WHAT YOU WILL DO>
Whenever a line contains the string "styled", copy it out of the entries.

Front-end source files>
· · ·

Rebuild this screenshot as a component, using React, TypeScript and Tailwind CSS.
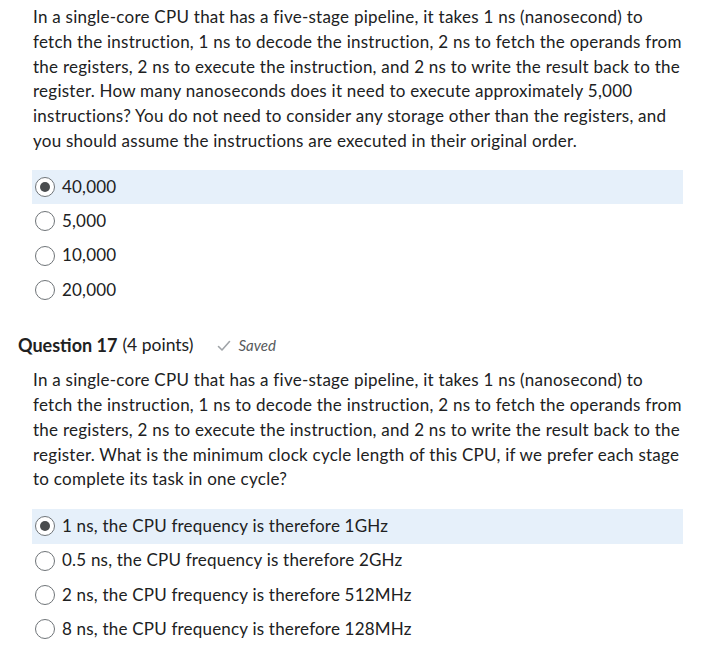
import { useState } from 'react'

type Question = {
  text: string
  options: string[]
}

const FIRST: Question = {
  text:
    'In a single-core CPU that has a five-stage pipeline, it takes 1 ns (nanosecond) to fetch the instruction, 1 ns to decode the instruction, 2 ns to fetch the operands from the registers, 2 ns to execute the instruction, and 2 ns to write the result back to the register. How many nanoseconds does it need to execute approximately 5,000 instructions? You do not need to consider any storage other than the registers, and you should assume the instructions are executed in their original order.',
  options: ['40,000', '5,000', '10,000', '20,000'],
}

const SECOND: Question = {
  text:
    'In a single-core CPU that has a five-stage pipeline, it takes 1 ns (nanosecond) to fetch the instruction, 1 ns to decode the instruction, 2 ns to fetch the operands from the registers, 2 ns to execute the instruction, and 2 ns to write the result back to the register. What is the minimum clock cycle length of this CPU, if we prefer each stage to complete its task in one cycle?',
  options: [
    '1 ns, the CPU frequency is therefore 1GHz',
    '0.5 ns, the CPU frequency is therefore 2GHz',
    '2 ns, the CPU frequency is therefore 512MHz',
    '8 ns, the CPU frequency is therefore 128MHz',
  ],
}

function Radio({ checked }: { checked: boolean }) {
  return (
    <span className="flex h-[20px] w-[20px] shrink-0 items-center justify-center rounded-full border border-[#6f7478] bg-white">
      {checked && <span className="h-[10px] w-[10px] rounded-full bg-[#494c4e]" />}
    </span>
  )
}

function Options({ options, selected, onSelect }: { options: string[]; selected: number; onSelect: (i: number) => void }) {
  return (
    <div className="mr-[40px] ml-[32px]">
      {options.map((opt, i) => (
        <label
          key={opt}
          onClick={() => onSelect(i)}
          className={`flex h-[34.4px] cursor-pointer items-center gap-[7px] pl-[3px] text-[17px] tracking-[0.2px] ${i === selected ? 'bg-[#e6f0fa]' : ''}`}
        >
          <Radio checked={i === selected} />
          <span>{opt}</span>
        </label>
      ))}
    </div>
  )
}

export default function App() {
  const [first, setFirst] = useState(0)
  const [second, setSecond] = useState(0)

  return (
    <div className="min-h-[655px] bg-white pt-[5px] text-[16px] leading-[24.8px] text-[#202122] [font-family:Lato,'Noto_Sans',sans-serif]">
      <p className="ml-[33px] w-[649px] text-[17px] tracking-[0.25px]">{FIRST.text}</p>
      <div className="mt-[16px]">
        <Options options={FIRST.options} selected={first} onSelect={setFirst} />
      </div>

      <div className="mt-[26px] ml-[18px] flex items-center">
        <h3 className="text-[18px] font-bold">Question 17</h3>
        <span className="ml-[5px] text-[17.5px]">(4 points)</span>
        <span className="ml-[24px] flex items-center gap-[7px] text-[15px] text-[#565a5c] italic">
          <svg width="14" height="12" viewBox="0 0 14 12" fill="none">
            <path d="M1.5 6.5 L5 10 L12.5 1.5" stroke="#a0a4a8" strokeWidth="1.6" strokeLinecap="round" strokeLinejoin="round" />
          </svg>
          Saved
        </span>
      </div>

      <p className="mt-[10px] ml-[33px] w-[649px] text-[17px] tracking-[0.25px]">{SECOND.text}</p>
      <div className="mt-[17px]">
        <Options options={SECOND.options} selected={second} onSelect={setSecond} />
      </div>
    </div>
  )
}
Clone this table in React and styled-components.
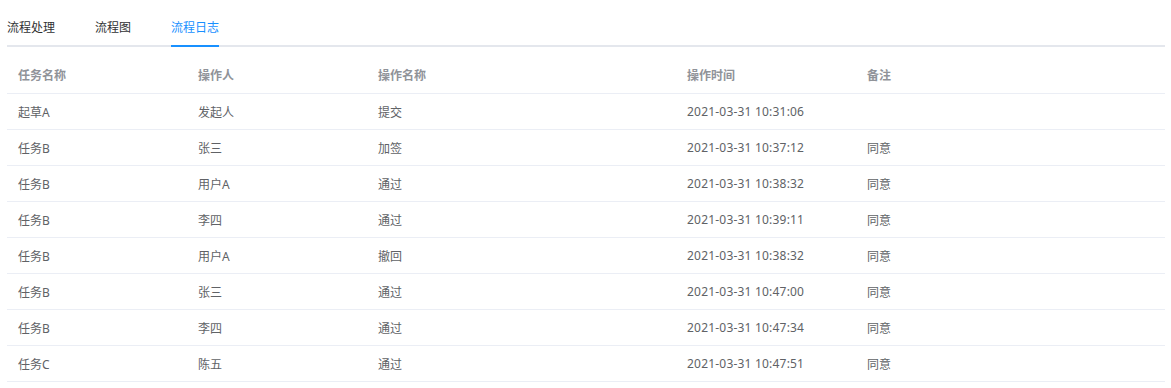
import React, { useState } from 'react';
import styled, { createGlobalStyle } from 'styled-components';

const GlobalStyle = createGlobalStyle`
  body {
    margin: 0;
    background: #fff;
    font-family: "Noto Sans", "Noto Sans CJK SC", sans-serif;
  }
`;

const Page = styled.div`
  padding: 0 6px 0 7px;
`;

const TabBar = styled.div`
  display: flex;
  height: 45px;
  border-bottom: 2px solid #e4e7ed;
  margin-bottom: 10px;
`;

const Tab = styled.div`
  position: relative;
  display: flex;
  align-items: center;
  padding-top: 9px;
  margin-right: ${p => (p.$last ? 0 : '40px')};
  font-size: 12px;
  color: ${p => (p.$active ? '#1890ff' : '#303133')};
  cursor: pointer;

  &::after {
    content: '';
    display: ${p => (p.$active ? 'block' : 'none')};
    position: absolute;
    left: 0;
    right: 0;
    bottom: -2px;
    height: 2px;
    background: #1890ff;
  }
`;

const Table = styled.table`
  width: 100%;
  border-collapse: collapse;
  table-layout: fixed;
  font-size: 12px;
`;

const Th = styled.th`
  height: 36px;
  padding: 0 11px;
  text-align: left;
  font-weight: 600;
  color: #909399;
  border-bottom: 1px solid #ebeef5;
`;

const Td = styled.td`
  height: 35px;
  padding: 0 11px;
  color: #606266;
  border-bottom: 1px solid #ebeef5;
  letter-spacing: ${p => (p.$mono ? '0.2px' : 'normal')};
`;

const columns = [
  { title: '任务名称', width: 180 },
  { title: '操作人', width: 180 },
  { title: '操作名称', width: 309 },
  { title: '操作时间', width: 180 },
  { title: '备注' },
];

const rows = [
  ['起草A', '发起人', '提交', '2021-03-31 10:31:06', ''],
  ['任务B', '张三', '加签', '2021-03-31 10:37:12', '同意'],
  ['任务B', '用户A', '通过', '2021-03-31 10:38:32', '同意'],
  ['任务B', '李四', '通过', '2021-03-31 10:39:11', '同意'],
  ['任务B', '用户A', '撤回', '2021-03-31 10:38:32', '同意'],
  ['任务B', '张三', '通过', '2021-03-31 10:47:00', '同意'],
  ['任务B', '李四', '通过', '2021-03-31 10:47:34', '同意'],
  ['任务C', '陈五', '通过', '2021-03-31 10:47:51', '同意'],
];

const tabs = ['流程处理', '流程图', '流程日志'];

export default function App() {
  const [active, setActive] = useState(2);
  return (
    <Page>
      <GlobalStyle />
      <TabBar>
        {tabs.map((t, i) => (
          <Tab key={t} $active={i === active} $last={i === tabs.length - 1} onClick={() => setActive(i)}>
            {t}
          </Tab>
        ))}
      </TabBar>
      <Table>
        <colgroup>
          {columns.map(c => (
            <col key={c.title} style={c.width ? { width: c.width } : undefined} />
          ))}
        </colgroup>
        <thead>
          <tr>
            {columns.map(c => (
              <Th key={c.title}>{c.title}</Th>
            ))}
          </tr>
        </thead>
        <tbody>
          {rows.map((r, i) => (
            <tr key={i}>
              {r.map((cell, j) => (
                <Td key={j} $mono={j === 3}>{cell}</Td>
              ))}
            </tr>
          ))}
        </tbody>
      </Table>
    </Page>
  );
}
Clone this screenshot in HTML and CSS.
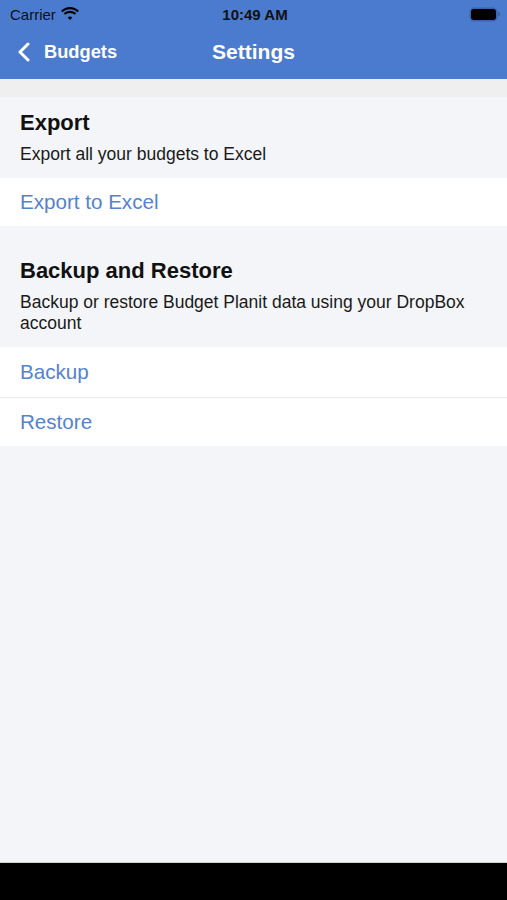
FILE: index.html
```html
<!DOCTYPE html>
<html lang="en">
<head>
  <meta charset="UTF-8">
  <meta name="viewport" content="width=device-width, initial-scale=1.0">
  <title>Settings</title>
  <link rel="stylesheet" href="styles.css">
</head>
<body>
  <div class="screen">
    <div class="top-bar">
      <div class="status-bar">
        <div class="carrier">
          Carrier
          <svg class="wifi" width="18" height="13" viewBox="0 0 18 13">
            <path d="M9 2.2c2.9 0 5.5 1.1 7.5 3l1.4-1.5C15.5 1.4 12.4 0 9 0S2.5 1.4.1 3.7l1.4 1.5c2-1.9 4.6-3 7.5-3z" fill="#000"/>
            <path d="M9 5.9c1.9 0 3.6.7 4.9 1.9l1.4-1.5C13.6 4.7 11.4 3.8 9 3.8S4.4 4.7 2.7 6.3l1.4 1.5C5.4 6.6 7.1 5.9 9 5.9z" fill="#000"/>
            <path d="M9 9.5c.9 0 1.7.3 2.3.9L9 13l-2.3-2.6c.6-.6 1.4-.9 2.3-.9z" fill="#000"/>
          </svg>
        </div>
        <div class="clock">10:49 AM</div>
        <div class="battery">
          <span class="battery-body"></span>
          <span class="battery-cap"></span>
        </div>
      </div>
      <div class="nav-bar">
        <a class="back-link" href="#">
          <svg width="12" height="20" viewBox="0 0 12 20">
            <path d="M10 2L2 10l8 8" fill="none" stroke="#fff" stroke-width="3" stroke-linecap="round" stroke-linejoin="round"/>
          </svg>
          Budgets
        </a>
        <div class="nav-title">Settings</div>
      </div>
    </div>

    <div class="content">
      <div class="top-band"></div>

      <div class="section">
        <div class="section-header">
          <h2>Export</h2>
          <p>Export all your budgets to Excel</p>
        </div>
        <div class="row">Export to Excel</div>
      </div>

      <div class="section section-spaced">
        <div class="section-header">
          <h2>Backup and Restore</h2>
          <p>Backup or restore Budget Planit data using your DropBox account</p>
        </div>
        <div class="row row-divided">Backup</div>
        <div class="row">Restore</div>
      </div>
    </div>

    <div class="home-bar"></div>
  </div>
</body>
</html>
```

FILE: styles.css
```css
/* General Styling */
* {
  box-sizing: border-box;
}

body {
  margin: 0;
  padding: 0;
  font-family: "Liberation Sans", Arial, sans-serif;
  background-color: #f3f5f8;
  color: #111;
}

.screen {
  display: flex;
  flex-direction: column;
  height: 900px;
}

/* Header */
.top-bar {
  background-color: #4a7bcf;
  height: 79px;
}

.status-bar {
  display: flex;
  align-items: center;
  justify-content: space-between;
  height: 28px;
  padding: 0 7px 0 10px;
}

.carrier {
  display: flex;
  align-items: center;
  gap: 5px;
  width: 120px;
  font-size: 15px;
  color: #111;
}

.wifi {
  margin-top: -2px;
}

.clock {
  font-size: 15px;
  font-weight: bold;
  color: #111;
}

.battery {
  display: flex;
  align-items: center;
  justify-content: flex-end;
  width: 120px;
}

.battery-body {
  width: 25px;
  height: 11px;
  border-radius: 3px;
  background-color: #000;
  box-shadow: 0 0 0 1.5px #3d63a8;
}

.battery-cap {
  width: 2px;
  height: 4px;
  margin-left: 2px;
  border-radius: 0 1px 1px 0;
  background-color: #3d63a8;
}

.nav-bar {
  position: relative;
  display: flex;
  align-items: center;
  height: 48px;
}

.back-link {
  display: flex;
  align-items: center;
  gap: 14px;
  padding-left: 18px;
  color: #fff;
  font-size: 18.3px;
  font-weight: bold;
  text-decoration: none;
}

.nav-title {
  position: absolute;
  left: 0;
  right: 0;
  text-align: center;
  font-size: 21px;
  font-weight: bold;
  color: #fff;
  pointer-events: none;
}

/* Content */
.content {
  flex: 1;
}

.top-band {
  height: 18px;
  background-color: #efefef;
}

.section-spaced {
  margin-top: 19px;
}

.section-header {
  padding: 13px 20px 13px;
}

.section-header h2 {
  margin: 0 0 8px;
  font-size: 22px;
  line-height: 26px;
  font-weight: bold;
  color: #111;
}

.section-header p {
  margin: 0;
  font-size: 17.5px;
  line-height: 21px;
  color: #1a1a1a;
}

.row {
  display: flex;
  align-items: center;
  height: 48px;
  padding: 0 20px;
  background-color: #fff;
  color: #5582cf;
  font-size: 20.6px;
}

.row-divided {
  height: 51px;
  border-bottom: 1px solid #ebebeb;
}

.home-bar {
  height: 38px;
  background-color: #000;
  border-top: 1px solid #d0d0d0;
}
```
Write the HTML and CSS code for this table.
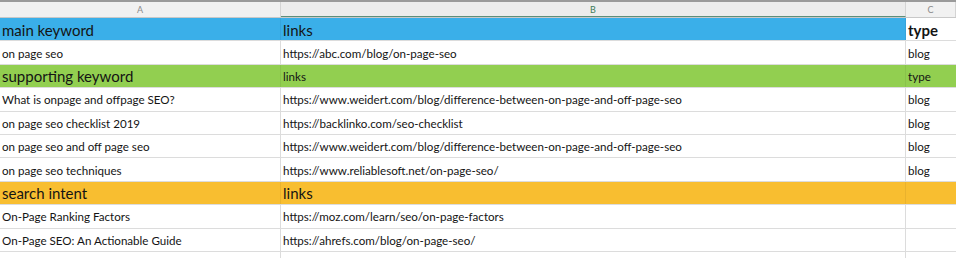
FILE: index.html
```html
<!DOCTYPE html>
<html>
<head>
<meta charset="utf-8">
<link rel="stylesheet" href="styles.css">
</head>
<body>
<div class="sheet">
  <div class="row colhead">
    <div class="cell">A</div>
    <div class="cell sel">B</div>
    <div class="cell">C</div>
  </div>
  <div class="row blue big">
    <div class="cell">main keyword</div>
    <div class="cell">links</div>
    <div class="cell bold">type</div>
  </div>
  <div class="row">
    <div class="cell">on page seo</div>
    <div class="cell">https://abc.com/blog/on-page-seo</div>
    <div class="cell">blog</div>
  </div>
  <div class="row green">
    <div class="cell big">supporting keyword</div>
    <div class="cell">links</div>
    <div class="cell">type</div>
  </div>
  <div class="row">
    <div class="cell">What is onpage and offpage SEO?</div>
    <div class="cell">https://www.weidert.com/blog/difference-between-on-page-and-off-page-seo</div>
    <div class="cell">blog</div>
  </div>
  <div class="row">
    <div class="cell">on page seo checklist 2019</div>
    <div class="cell">https://backlinko.com/seo-checklist</div>
    <div class="cell">blog</div>
  </div>
  <div class="row">
    <div class="cell">on page seo and off page seo</div>
    <div class="cell">https://www.weidert.com/blog/difference-between-on-page-and-off-page-seo</div>
    <div class="cell">blog</div>
  </div>
  <div class="row">
    <div class="cell">on page seo techniques</div>
    <div class="cell">https://www.reliablesoft.net/on-page-seo/</div>
    <div class="cell">blog</div>
  </div>
  <div class="row orange big">
    <div class="cell">search intent</div>
    <div class="cell">links</div>
    <div class="cell"></div>
  </div>
  <div class="row">
    <div class="cell">On-Page Ranking Factors</div>
    <div class="cell">https://moz.com/learn/seo/on-page-factors</div>
    <div class="cell"></div>
  </div>
  <div class="row">
    <div class="cell">On-Page SEO: An Actionable Guide</div>
    <div class="cell">https://ahrefs.com/blog/on-page-seo/</div>
    <div class="cell"></div>
  </div>
  <div class="row">
    <div class="cell"></div>
    <div class="cell"></div>
    <div class="cell"></div>
  </div>
</div>
</body>
</html>
```
FILE: styles.css
```css
html, body {
  margin: 0;
  padding: 0;
  background: #ffffff;
}
body {
  font-family: Lato, "Open Sans", "Liberation Sans", sans-serif;
  color: #141414;
}
.sheet {
  width: 956px;
  height: 258px;
  overflow: hidden;
  box-sizing: border-box;
  border-top: 2px solid #9a9a9a;
}
.row {
  display: grid;
  grid-template-columns: 281px 625px 50px;
  height: 23.4px;
  box-sizing: border-box;
  border-bottom: 1px solid #dcdcdc;
  font-size: 11.6px;
}
.cell {
  display: flex;
  align-items: center;
  padding-left: 2px;
  padding-top: 1px;
  white-space: nowrap;
  overflow: hidden;
  border-right: 1px solid #dcdcdc;
  box-sizing: border-box;
}
.cell:last-child {
  border-right: none;
}
.colhead {
  height: 16px;
  background: #f1f1f1;
  border-bottom: 1px solid #c8c8c8;
  font-size: 9px;
  color: #8a8a8a;
}
.colhead .cell {
  justify-content: center;
  padding: 0;
  border-right: 1px solid #d4d4d4;
}
.colhead .sel {
  color: #3c7d5a;
  border-bottom: 1px solid #5d8e7a;
  background: #ececec;
}
.blue {
  background: #3aafe9;
}
.green {
  background: #92cf50;
}
.orange {
  background: #f8be30;
}
.blue .cell, .green .cell, .orange .cell {
  border-right-color: rgba(0,0,0,0.06);
}
.blue .cell:last-child {
  background: #ffffff;
}
.big {
  font-size: 15px;
}
.bold {
  font-weight: 700;
}
```
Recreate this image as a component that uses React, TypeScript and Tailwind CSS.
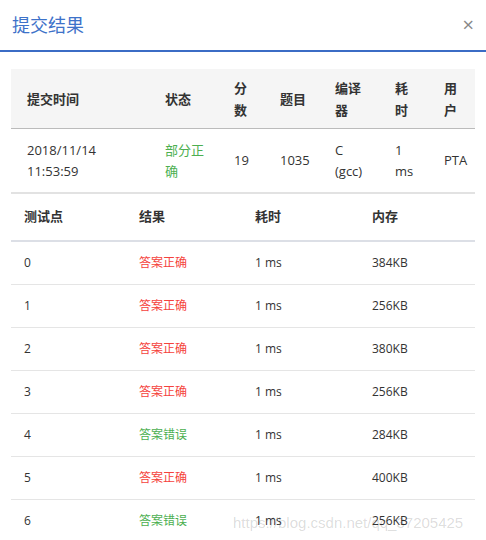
export default function App() {
  const rows = [
    ["0", "答案正确", "384KB", true],
    ["1", "答案正确", "256KB", true],
    ["2", "答案正确", "380KB", true],
    ["3", "答案正确", "256KB", true],
    ["4", "答案错误", "284KB", false],
    ["5", "答案正确", "400KB", true],
    ["6", "答案错误", "256KB", false],
  ] as const;
  const f = { fontFamily: '"Open Sans","Noto Sans CJK SC",sans-serif' };
  return (
    <div className="relative w-[486px] h-[540px] overflow-hidden bg-white text-[13px] text-[#333]" style={f}>
      <div className="flex items-center justify-between h-[52px] pl-[12px] pr-[12px] border-b-2 border-[#3b6cc5]">
        <span className="text-[18px] text-[#3e72c9]">提交结果</span>
        <span className="text-[20px] text-[#888] leading-none">×</span>
      </div>
      <div className="mx-[11px] mt-[17px]">
        <div className="grid grid-cols-[138px_69px_46px_55px_60px_49px_48px] bg-[#f5f5f5] h-[60px] items-center border-b border-[#bbb] font-semibold leading-[22px] pl-[16px]">
          <div>提交时间</div><div>状态</div><div className="w-[16px]">分数</div><div>题目</div><div className="w-[28px]">编译器</div><div className="w-[16px]">耗时</div><div className="w-[16px]">用户</div>
        </div>
        <div className="grid grid-cols-[138px_69px_46px_55px_60px_49px_48px] h-[65px] items-center border-b-2 border-[#e2e2e2] leading-[21px] pl-[16px]">
          <div>2018/11/14<br />11:53:59</div>
          <div className="text-[#4caf50] w-[44px]">部分正确</div>
          <div>19</div><div>1035</div><div>C<br />(gcc)</div><div>1<br />ms</div><div>PTA</div>
        </div>
        <div className="grid grid-cols-[115px_116px_117px_1fr] h-[48px] items-center border-b-2 border-[#dcdfe6] font-semibold pl-[13px]">
          <div>测试点</div><div>结果</div><div>耗时</div><div>内存</div>
        </div>
        {rows.map((r) => (
          <div key={r[0]} className="grid grid-cols-[115px_116px_117px_1fr] h-[43px] items-center border-b border-[#e5e5e5] pl-[13px] text-[12px]">
            <div>{r[0]}</div>
            <div className={r[3] ? "text-[#f5423c]" : "text-[#4caf50]"}>{r[1]}</div>
            <div>1 ms</div>
            <div>{r[2]}</div>
          </div>
        ))}
      </div>
      <div className="absolute left-[233px] top-[512px] text-[15px] text-[#000]/15 pointer-events-none" style={{ fontFamily: '"Liberation Sans",sans-serif' }}>https://blog.csdn.net/qq_37205425</div>
    </div>
  );
}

· · ·

PROBLEM SOLUTION>
Clone this table in React and styled-components.
import styled, { createGlobalStyle } from 'styled-components';
const Page = styled.div`
const TabBar = styled.div`
const Tab = styled.div`
const Table = styled.table`
const Th = styled.th`
const Td = styled.td`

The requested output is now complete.